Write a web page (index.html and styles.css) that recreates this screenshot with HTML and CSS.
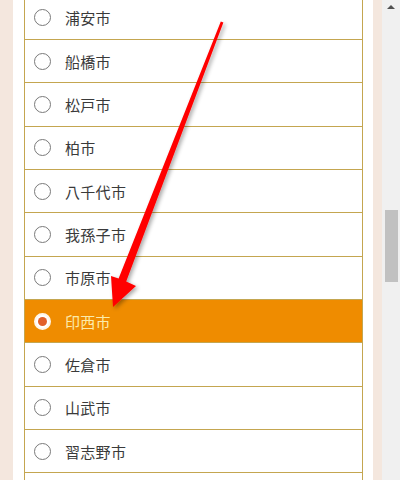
FILE: index.html
```html
<!DOCTYPE html>
<html lang="ja">
<head>
<meta charset="utf-8">
<link rel="stylesheet" href="styles.css">
</head>
<body>
<div class="screen">
  <div class="edge edge-left"></div>
  <div class="content">
    <ul class="list">
      <li class="row"><span class="radio"></span><span class="label">浦安市</span></li>
      <li class="row"><span class="radio"></span><span class="label">船橋市</span></li>
      <li class="row"><span class="radio"></span><span class="label">松戸市</span></li>
      <li class="row"><span class="radio"></span><span class="label">柏市</span></li>
      <li class="row"><span class="radio"></span><span class="label">八千代市</span></li>
      <li class="row"><span class="radio"></span><span class="label">我孫子市</span></li>
      <li class="row"><span class="radio"></span><span class="label">市原市</span></li>
      <li class="row selected"><span class="radio"></span><span class="label">印西市</span></li>
      <li class="row"><span class="radio"></span><span class="label">佐倉市</span></li>
      <li class="row"><span class="radio"></span><span class="label">山武市</span></li>
      <li class="row"><span class="radio"></span><span class="label">習志野市</span></li>
      <li class="row"></li>
    </ul>
  </div>
  <div class="edge edge-right"></div>
  <div class="scrollbar">
    <span class="scroll-up"></span>
    <span class="thumb"></span>
  </div>
  <svg class="arrow" width="400" height="480" viewBox="0 0 400 480">
    <defs>
      <filter id="sh" x="-20%" y="-20%" width="140%" height="140%">
        <feGaussianBlur in="SourceAlpha" stdDeviation="2"/>
        <feOffset dx="2" dy="2" result="b"/>
        <feComponentTransfer><feFuncA type="linear" slope="0.35"/></feComponentTransfer>
        <feMerge><feMergeNode/><feMergeNode in="SourceGraphic"/></feMerge>
      </filter>
    </defs>
    <polygon filter="url(#sh)" fill="#ff0000"
      points="223.4,22.5 126.2,281.5 136,286 113,307 111,276 118.6,278.6 220.8,21.5"/>
  </svg>
</div>
</body>
</html>
```
FILE: styles.css
```css
* { box-sizing: border-box; }
html, body { margin: 0; padding: 0; }
body {
  width: 400px;
  height: 480px;
  overflow: hidden;
  background: #ffffff;
  font-family: "Noto Sans CJK JP", "Noto Sans", sans-serif;
}
.screen {
  position: relative;
  display: flex;
  width: 400px;
  height: 480px;
  overflow: hidden;
}
.edge { background: #f4e7de; flex: none; }
.edge-left { width: 13px; }
.edge-right { width: 9px; }
.content {
  flex: 1;
  background: #ffffff;
  padding: 0 10px 0 11px;
  overflow: hidden;
}
.list {
  list-style: none;
  margin: -3.33px 0 0 0;
  padding: 0;
  border-left: 1px solid #c4a650;
  border-right: 1px solid #c4a650;
}
.row {
  height: 43.33px;
  border-bottom: 1px solid #c4a650;
  display: flex;
  align-items: center;
  padding-left: 9px;
  color: #3a3a3a;
  font-size: 15px;
}
.radio {
  width: 17px;
  height: 17px;
  border-radius: 50%;
  border: 1px solid #7a7a7a;
  background: #ffffff;
  flex: none;
  margin-right: 14px;
  display: flex;
  align-items: center;
  justify-content: center;
}
.label { letter-spacing: 0.3px; }
.row.selected {
  background: #ef8c00;
  color: #fcebaa;
}
.row.selected .radio {
  border: 2px solid #fff6ea;
  background: #ffffff;
}
.row.selected .radio::after {
  content: "";
  width: 9px;
  height: 9px;
  border-radius: 50%;
  background: #e2602a;
}
.scrollbar {
  width: 18px;
  flex: none;
  background: #f0f0f0;
  display: flex;
  flex-direction: column;
  align-items: center;
}
.scroll-up {
  margin-top: 5px;
  width: 0;
  height: 0;
  border-left: 4px solid transparent;
  border-right: 4px solid transparent;
  border-bottom: 4px solid #505050;
}
.thumb {
  margin-top: 201px;
  width: 13px;
  height: 72px;
  background: #c1c1c1;
}
.arrow {
  position: absolute;
  left: 0;
  top: 0;
  pointer-events: none;
}
```
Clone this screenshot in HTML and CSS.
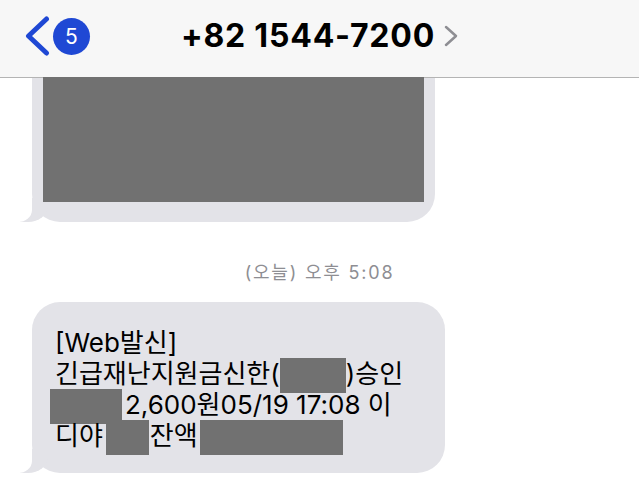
FILE: index.html
```html
<!doctype html>
<html lang="ko">
  <head>
    <meta charset="UTF-8" />
    <meta name="viewport" content="width=device-width, initial-scale=1.0" />
    <title>+82 1544-7200</title>
    <link rel="stylesheet" href="styles.css">
  </head>
  <body>
    <header class="nav">
      <div class="nav-left">
        <svg class="back" width="26" height="40" viewBox="0 0 26 40">
          <polyline points="21.5,3 3.5,20 21.5,37" />
        </svg>
        <span class="badge">5</span>
      </div>
      <div class="nav-title">
        <span class="number">+82 1544-7200</span>
        <svg class="more" width="14" height="22" viewBox="0 0 14 22">
          <polyline points="2,2 12,11 2,20" />
        </svg>
      </div>
      <div></div>
    </header>

    <main class="thread">
      <div class="bubble bubble-top">
        <div class="redact-block"></div>
      </div>

      <p class="stamp">(오늘) 오후 5:08</p>

      <div class="bubble bubble-msg">
        <p class="msg">[Web발신]<br>긴급재난지원금신한(<span class="redact r-card"></span>)승인<br><span class="redact r-store"></span>2,600원05/19 17:08 이<br>디야<span class="redact r-name"></span>잔액<span class="redact r-bal"></span></p>
      </div>
    </main>
  </body>
</html>
```

FILE: styles.css
```css
body {
  margin: 0;
  background: #fff;
  font-family: Inter, "Noto Sans CJK KR", sans-serif;
  color: #000;
}

/* top bar */
.nav {
  position: relative;
  z-index: 1;
  display: grid;
  grid-template-columns: 1fr auto 1fr;
  align-items: center;
  height: 72px;
  padding-bottom: 5px;
  background: #f7f7f7;
  border-bottom: 1px solid #b4b4b4;
}
.nav-left {
  display: flex;
  align-items: center;
  padding-left: 25px;
}
.back polyline {
  fill: none;
  stroke: #1f48d4;
  stroke-width: 5;
  stroke-linecap: round;
  stroke-linejoin: round;
}
.badge {
  display: flex;
  align-items: center;
  justify-content: center;
  width: 37px;
  height: 37px;
  margin-left: 2px;
  border-radius: 50%;
  background: #1f48d4;
  color: #fff;
  font-size: 21px;
}
.nav-title {
  display: flex;
  align-items: center;
  gap: 9px;
}
.number {
  font-size: 32px;
  font-weight: 700;
  line-height: 32px;
  letter-spacing: 0.8px;
}
.more polyline {
  fill: none;
  stroke: #8e8e93;
  stroke-width: 2.5;
  stroke-linecap: round;
  stroke-linejoin: round;
}

/* messages */
.thread {
  display: flex;
  flex-direction: column;
  align-items: flex-start;
}
.bubble {
  position: relative;
  margin-left: 32px;
  background: #e3e3e8;
  border-radius: 28px;
}
.bubble::before {
  content: "";
  position: absolute;
  left: -12px;
  bottom: 0;
  width: 28px;
  height: 24px;
  background: #e3e3e8;
  border-bottom-right-radius: 20px 16px;
}
.bubble::after {
  content: "";
  position: absolute;
  left: -18px;
  bottom: 0;
  width: 18px;
  height: 26px;
  background: #fff;
  border-bottom-right-radius: 14px 12px;
}
.bubble-top {
  width: 381px;
  margin-top: -41px;
  padding: 40px 11px 20px;
}
.redact-block {
  position: relative;
  z-index: 2;
  height: 125px;
  background: #717171;
}
.stamp {
  align-self: center;
  margin: 41px 0 19px;
  font-size: 18px;
  line-height: 20px;
  letter-spacing: 1.8px;
  color: #8e8e93;
}
.bubble-msg {
  width: 390px;
  padding: 25px 0 22px 23px;
}
.msg {
  margin: 0;
  font-size: 26px;
  line-height: 31px;
  white-space: nowrap;
}
.redact {
  display: inline-block;
  height: 35px;
  margin-top: -10px;
  margin-bottom: -10px;
  background: #717171;
}
.r-card {
  width: 66px;
}
.r-store {
  width: 72px;
  margin-left: -5px;
  margin-right: 3px;
}
.r-name {
  width: 43px;
  margin: -10px 1px -10px 3px;
}
.r-bal {
  width: 143px;
  margin-left: 2px;
}
```
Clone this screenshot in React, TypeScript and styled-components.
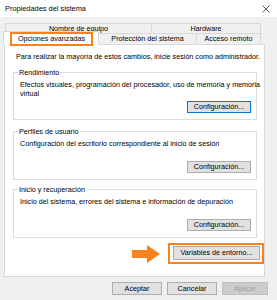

* **WHAT YOU HAVE TO DO**
Locate and copy each line in the data above that includes the word "screenshot".

* **SOLUTION**
Write a web page (index.html and styles.css) that recreates this screenshot with HTML and CSS.
Clone this screenshot in HTML and CSS.
Clone this screenshot in React, TypeScript and styled-components.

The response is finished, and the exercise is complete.